SUBSYSTEM=="usb", ENV{DEVTYPE}=="usb_device", ATTR{idVendor}=="0bda", ATTR{idProduct}=="2838",
  IMPORT{builtin}="usb_id", ENV{DEVNAME}!="" , ENV{ID_SERIAL_SHORT}!="" ,
  GROUP="plugdev", MODE="0660", SYMLINK+="sdr-%E{ID_SERIAL_SHORT}"

Create/add group:

sudo groupadd plugdev 2>/dev/null || true
sudo usermod -aG plugdev $USER
# Re-login or: newgrp plugdev

MODE="0666" (open lab)

  • How: Anyone on the box can open the device.
  • Pros: Zero friction; containers “just work”.
  • Cons: Least restrictive; only use on trusted machines.

Give Sticks Human-Friendly Serials with rtl_eeprom

Many RTL-SDR dongles store their USB serial in EEPROM. You can set your own (e.g., ADS-B01, AIRBAND1) so your symlinks are readable and obvious.

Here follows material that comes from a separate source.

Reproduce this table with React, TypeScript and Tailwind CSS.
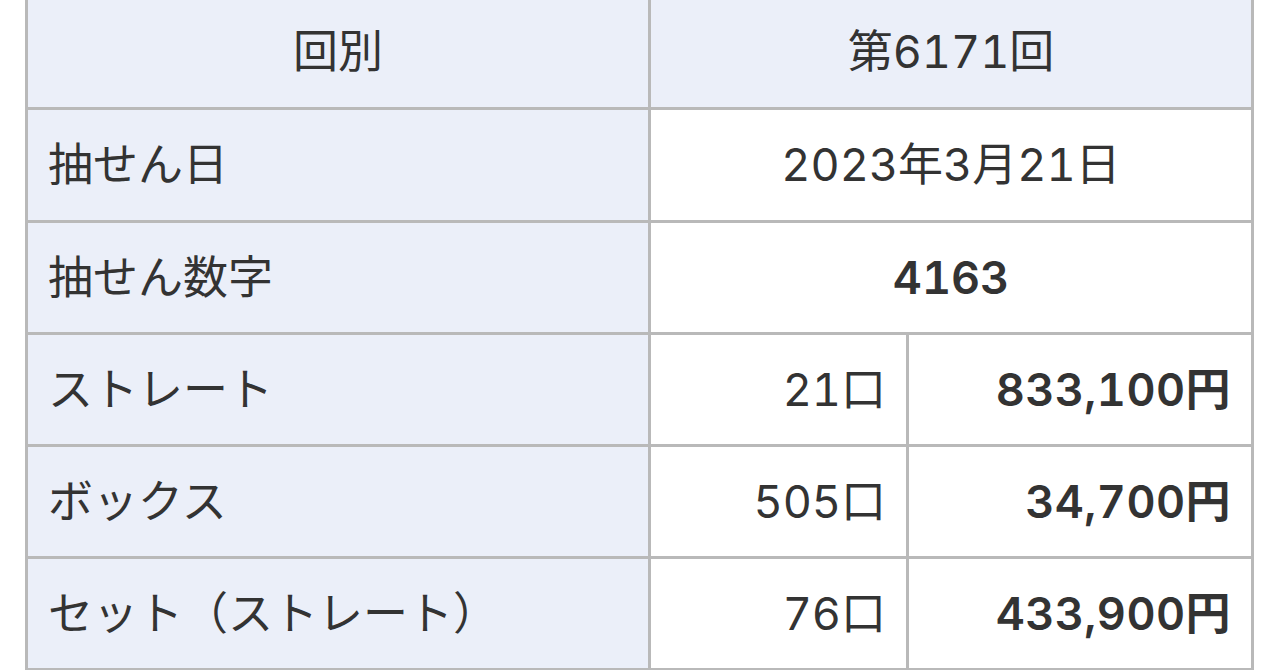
const rows = [
  { label: "ストレート", count: "21口", amount: "833,100円" },
  { label: "ボックス", count: "505口", amount: "34,700円" },
  { label: "セット（ストレート）", count: "76口", amount: "433,900円" },
];

const cell = "border-[3px] border-[#b9b9b9]";
const head = `${cell} bg-[#ebeff9]`;

export default function App() {
  return (
    <div
      className="h-[670px] w-[1280px] overflow-hidden bg-white text-[45px] text-[#333333] tabular-nums"
      style={{ fontFamily: 'Inter, "Noto Sans CJK JP", sans-serif' }}
    >
      <table className="mt-[-7px] ml-[25px] w-[1229px] table-fixed border-collapse">
        <colgroup>
          <col className="w-[623px]" />
          <col className="w-[258px]" />
          <col />
        </colgroup>
        <tbody>
          <tr className="h-[114px]">
            <td className={`${head} text-center font-normal`}>回別</td>
            <td className={`${head} text-center`} colSpan={2}>
              第6171回
            </td>
          </tr>
          <tr className="h-[113px]">
            <td className={`${head} px-[20px]`}>抽せん日</td>
            <td className={`${cell} text-center`} colSpan={2}>
              2023年3月21日
            </td>
          </tr>
          <tr className="h-[112px]">
            <td className={`${head} px-[20px]`}>抽せん数字</td>
            <td className={`${cell} text-center font-semibold`} colSpan={2}>
              4163
            </td>
          </tr>
          {rows.map((r) => (
            <tr key={r.label} className="h-[112px]">
              <td className={`${head} px-[20px]`}>{r.label}</td>
              <td className={`${cell} px-[20px] text-right`}>{r.count}</td>
              <td className={`${cell} px-[20px] text-right font-semibold tracking-[0.01em]`}>
                {r.amount}
              </td>
            </tr>
          ))}
        </tbody>
      </table>
    </div>
  );
}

# Install the tools (Debian/Ubuntu):
sudo apt install rtl-sdr

# Inspect current EEPROM (non-destructive):
rtl_eeprom -d 0

# Set a new serial (example: ADS-B01):
sudo rtl_eeprom -d 0 -s ADS-B01

# Unplug/replug the dongle for changes to take effect.

Notes:

  • -d 0 selects the first detected device (increment for additional sticks).
  • -s sets the serial string (8 characters or fewer is widely compatible).
  • Warning: only change the serial unless you know what you’re doing; other fields affect calibration.

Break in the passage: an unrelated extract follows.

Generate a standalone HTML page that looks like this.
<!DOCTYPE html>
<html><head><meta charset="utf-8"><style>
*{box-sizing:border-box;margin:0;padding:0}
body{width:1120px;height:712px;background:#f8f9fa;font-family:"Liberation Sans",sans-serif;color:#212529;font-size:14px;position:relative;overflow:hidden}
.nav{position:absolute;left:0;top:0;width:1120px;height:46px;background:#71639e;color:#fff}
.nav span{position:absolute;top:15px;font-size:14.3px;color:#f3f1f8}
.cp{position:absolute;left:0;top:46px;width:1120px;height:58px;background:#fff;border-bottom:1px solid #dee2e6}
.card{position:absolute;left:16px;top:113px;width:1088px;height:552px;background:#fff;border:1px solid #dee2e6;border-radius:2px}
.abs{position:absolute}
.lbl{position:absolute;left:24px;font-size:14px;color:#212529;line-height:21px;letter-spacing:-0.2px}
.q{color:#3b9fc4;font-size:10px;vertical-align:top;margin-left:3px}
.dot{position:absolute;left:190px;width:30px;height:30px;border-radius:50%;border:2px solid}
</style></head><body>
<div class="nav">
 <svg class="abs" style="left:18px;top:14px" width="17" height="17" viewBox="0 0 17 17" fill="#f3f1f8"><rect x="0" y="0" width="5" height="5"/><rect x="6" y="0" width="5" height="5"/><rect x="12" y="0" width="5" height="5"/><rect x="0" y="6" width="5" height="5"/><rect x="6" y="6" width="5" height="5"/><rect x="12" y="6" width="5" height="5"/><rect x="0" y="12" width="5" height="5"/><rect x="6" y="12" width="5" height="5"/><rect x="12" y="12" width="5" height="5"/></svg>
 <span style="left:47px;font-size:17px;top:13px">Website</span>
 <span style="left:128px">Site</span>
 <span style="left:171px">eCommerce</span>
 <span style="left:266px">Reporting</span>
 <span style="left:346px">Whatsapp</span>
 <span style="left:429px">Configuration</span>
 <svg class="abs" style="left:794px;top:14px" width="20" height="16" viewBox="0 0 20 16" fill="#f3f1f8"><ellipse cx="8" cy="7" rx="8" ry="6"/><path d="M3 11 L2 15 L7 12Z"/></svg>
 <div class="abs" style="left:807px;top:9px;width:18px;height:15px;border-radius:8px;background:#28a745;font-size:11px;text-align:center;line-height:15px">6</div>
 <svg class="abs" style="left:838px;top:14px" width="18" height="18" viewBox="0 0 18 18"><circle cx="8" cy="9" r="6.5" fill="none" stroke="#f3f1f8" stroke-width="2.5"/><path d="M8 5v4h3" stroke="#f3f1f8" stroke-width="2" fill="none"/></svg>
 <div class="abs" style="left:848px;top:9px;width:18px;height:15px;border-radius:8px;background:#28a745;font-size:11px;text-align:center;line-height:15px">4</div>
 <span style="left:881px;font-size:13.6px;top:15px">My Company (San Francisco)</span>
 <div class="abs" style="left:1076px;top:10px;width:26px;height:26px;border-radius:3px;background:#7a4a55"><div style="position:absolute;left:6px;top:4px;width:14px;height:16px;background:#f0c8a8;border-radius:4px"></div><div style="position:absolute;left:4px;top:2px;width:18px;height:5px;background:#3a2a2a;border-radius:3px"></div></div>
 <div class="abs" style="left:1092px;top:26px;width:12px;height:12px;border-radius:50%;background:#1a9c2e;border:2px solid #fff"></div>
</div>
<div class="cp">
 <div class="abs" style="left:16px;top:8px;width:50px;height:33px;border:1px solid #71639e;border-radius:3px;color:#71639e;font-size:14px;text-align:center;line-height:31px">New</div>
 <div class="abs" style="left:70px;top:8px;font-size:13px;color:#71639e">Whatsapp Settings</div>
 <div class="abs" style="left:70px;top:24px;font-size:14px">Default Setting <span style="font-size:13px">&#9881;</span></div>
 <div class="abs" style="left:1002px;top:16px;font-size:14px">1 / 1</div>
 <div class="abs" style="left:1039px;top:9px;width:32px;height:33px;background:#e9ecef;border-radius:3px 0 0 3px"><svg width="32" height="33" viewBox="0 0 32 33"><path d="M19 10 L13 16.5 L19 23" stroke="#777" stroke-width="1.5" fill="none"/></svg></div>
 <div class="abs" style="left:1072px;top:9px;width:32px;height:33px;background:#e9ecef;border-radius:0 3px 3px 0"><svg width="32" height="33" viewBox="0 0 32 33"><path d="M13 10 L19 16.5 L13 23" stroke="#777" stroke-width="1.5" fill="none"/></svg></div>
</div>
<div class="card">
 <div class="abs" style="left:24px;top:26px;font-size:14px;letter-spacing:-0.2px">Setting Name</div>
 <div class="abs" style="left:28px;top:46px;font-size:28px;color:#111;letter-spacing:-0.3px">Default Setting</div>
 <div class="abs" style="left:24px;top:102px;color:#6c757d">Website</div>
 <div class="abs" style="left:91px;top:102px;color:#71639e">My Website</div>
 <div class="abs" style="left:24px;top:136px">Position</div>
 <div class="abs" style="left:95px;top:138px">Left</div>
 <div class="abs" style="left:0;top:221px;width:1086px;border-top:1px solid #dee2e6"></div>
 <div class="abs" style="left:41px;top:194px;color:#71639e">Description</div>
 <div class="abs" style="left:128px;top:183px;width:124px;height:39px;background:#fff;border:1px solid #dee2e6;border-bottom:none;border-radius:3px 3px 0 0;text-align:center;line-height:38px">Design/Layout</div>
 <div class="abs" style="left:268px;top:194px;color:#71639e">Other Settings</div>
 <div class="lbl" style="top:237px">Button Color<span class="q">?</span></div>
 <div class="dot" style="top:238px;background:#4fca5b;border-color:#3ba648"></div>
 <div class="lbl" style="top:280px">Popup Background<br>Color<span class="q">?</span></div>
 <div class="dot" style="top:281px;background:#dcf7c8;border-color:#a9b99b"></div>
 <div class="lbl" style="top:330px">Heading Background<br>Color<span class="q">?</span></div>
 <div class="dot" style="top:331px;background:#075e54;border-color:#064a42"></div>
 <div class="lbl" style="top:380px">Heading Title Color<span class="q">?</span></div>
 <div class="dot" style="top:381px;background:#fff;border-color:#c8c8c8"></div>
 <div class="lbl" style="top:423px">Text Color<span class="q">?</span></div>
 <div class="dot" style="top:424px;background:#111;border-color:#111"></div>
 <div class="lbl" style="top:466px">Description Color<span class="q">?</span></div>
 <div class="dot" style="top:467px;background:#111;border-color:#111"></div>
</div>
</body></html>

After setting serials, the udev link names become self-documenting:

/dev/sdr-ADS-B01
/dev/sdr-AIRBAND1
/dev/sdr-WEATHER

Using Stable Names with Docker

docker run

docker run --rm \
  --name adsb \
  --device /dev/sdr-ADS-B01 \
  ghcr.io/<your-org>/readsb:latest

docker-compose

services:
  adsb:
    image: ghcr.io/<your-org>/readsb:latest
    devices:
      - /dev/sdr-ADS-B01:/dev/sdr-adsb
    # If you rely on uaccess or plugdev, run as your user to inherit host permissions:
    user: "1000:1000"

If running containers as non-root, ensure the container user’s UID/GID matches your host user (for uaccess) or is a member of the host’s plugdev GID (for group-based access).


Reliability Checklist

  • Use a late filename like 99-rtlsdr.rules so the kernel node exists when your rule runs.
  • Keep each rule on one physical line with straight quotes.
  • Strip Windows line endings if you edited on Windows:
    sudo sed -i 's/\r$//' /etc/udev/rules.d/99-rtlsdr.rules
    
  • Ensure coldplug runs at boot so present devices get rules applied:
    systemctl is-enabled systemd-udev-trigger.service
    sudo systemctl enable --now systemd-udev-trigger.service
    

Debugging Like a Pro

See the exact sysfs object and attributes

# Replace /dev/ttyUSB0 with any node you have (or locate by lsusb)
udevadm info -q path -n /dev/ttyUSB0
udevadm info -a -p /sys/bus/usb/devices/1-1

Dry-run rules (no changes, very verbose)

sudo udevadm test --action=add /sys/bus/usb/devices/1-1

Watch real events and environment while (un)plugging

udevadm monitor --udev --environment

Live udev logs

sudo udevadm control --log-level=debug
journalctl -fu systemd-udevd

TL;DR

  • Use udev to create stable per-stick symlinks: /dev/sdr-<serial>.
  • Prefer TAG+="uaccess" on desktops (least privilege); use GROUP="plugdev", MODE="0660" on headless servers; 0666 only for trusted labs.
  • Set your own serials with rtl_eeprom for human-readable names.
  • Bind the symlink into Docker with --device so each service gets the right stick.